■ Written problem
Copy each line that has the string "component" somewhere in it.

■ Records
##########
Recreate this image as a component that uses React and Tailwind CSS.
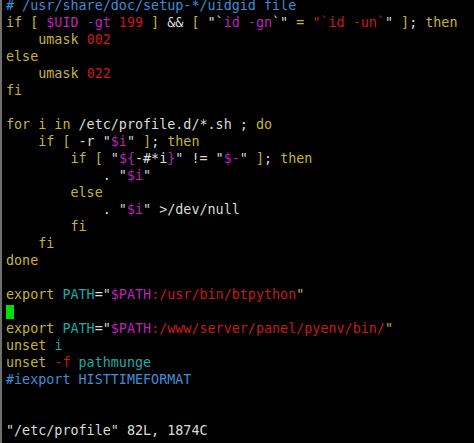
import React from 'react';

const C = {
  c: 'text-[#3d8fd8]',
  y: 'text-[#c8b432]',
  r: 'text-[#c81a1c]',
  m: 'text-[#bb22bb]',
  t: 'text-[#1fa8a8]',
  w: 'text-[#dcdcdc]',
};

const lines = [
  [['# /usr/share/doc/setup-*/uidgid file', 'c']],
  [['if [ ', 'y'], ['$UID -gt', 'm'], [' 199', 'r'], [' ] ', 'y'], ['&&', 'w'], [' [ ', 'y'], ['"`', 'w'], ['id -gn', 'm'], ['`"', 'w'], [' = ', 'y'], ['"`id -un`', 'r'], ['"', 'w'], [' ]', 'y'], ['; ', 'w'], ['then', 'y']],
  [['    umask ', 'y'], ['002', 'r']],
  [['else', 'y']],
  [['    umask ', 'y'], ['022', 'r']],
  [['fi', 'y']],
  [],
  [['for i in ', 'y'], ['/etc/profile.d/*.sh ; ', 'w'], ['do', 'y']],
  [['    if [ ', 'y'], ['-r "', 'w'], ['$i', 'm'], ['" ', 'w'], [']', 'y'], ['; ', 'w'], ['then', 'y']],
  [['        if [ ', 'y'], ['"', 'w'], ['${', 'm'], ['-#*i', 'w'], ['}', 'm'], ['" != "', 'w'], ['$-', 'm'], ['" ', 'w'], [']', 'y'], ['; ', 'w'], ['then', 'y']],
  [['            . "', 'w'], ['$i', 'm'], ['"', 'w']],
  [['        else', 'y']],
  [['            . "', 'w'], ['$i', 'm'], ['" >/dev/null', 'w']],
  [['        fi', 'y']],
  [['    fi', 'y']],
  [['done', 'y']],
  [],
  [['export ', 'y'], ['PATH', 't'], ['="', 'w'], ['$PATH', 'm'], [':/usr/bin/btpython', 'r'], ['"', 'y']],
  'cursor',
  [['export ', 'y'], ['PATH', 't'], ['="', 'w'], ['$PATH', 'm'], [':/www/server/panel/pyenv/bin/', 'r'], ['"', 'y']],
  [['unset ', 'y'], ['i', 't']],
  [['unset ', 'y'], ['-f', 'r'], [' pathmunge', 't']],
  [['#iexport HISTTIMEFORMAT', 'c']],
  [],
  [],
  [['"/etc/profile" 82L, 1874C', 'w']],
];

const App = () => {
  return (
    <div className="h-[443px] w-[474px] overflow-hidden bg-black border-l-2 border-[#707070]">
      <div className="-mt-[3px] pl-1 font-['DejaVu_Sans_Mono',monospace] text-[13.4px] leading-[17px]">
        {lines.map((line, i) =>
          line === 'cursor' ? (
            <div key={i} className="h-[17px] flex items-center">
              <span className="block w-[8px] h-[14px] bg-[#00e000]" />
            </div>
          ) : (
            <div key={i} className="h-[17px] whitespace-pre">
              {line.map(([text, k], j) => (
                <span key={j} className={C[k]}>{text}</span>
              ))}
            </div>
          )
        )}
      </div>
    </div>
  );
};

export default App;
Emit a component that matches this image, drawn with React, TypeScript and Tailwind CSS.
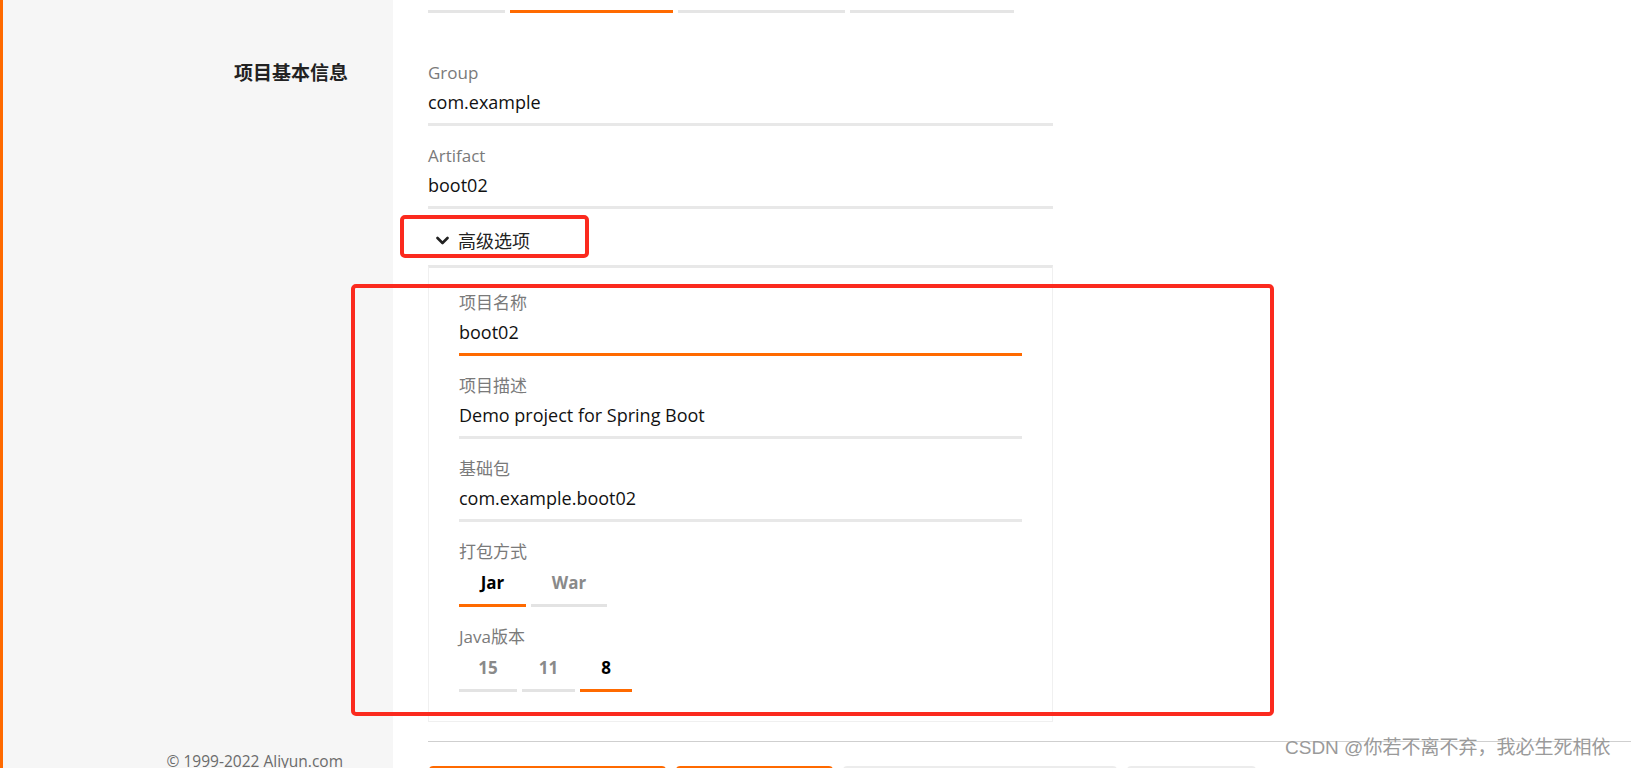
##########
■ Written solution
Recreate this image as a component that uses React and Tailwind CSS.
Emit a component that matches this image, drawn with React, TypeScript and Tailwind CSS.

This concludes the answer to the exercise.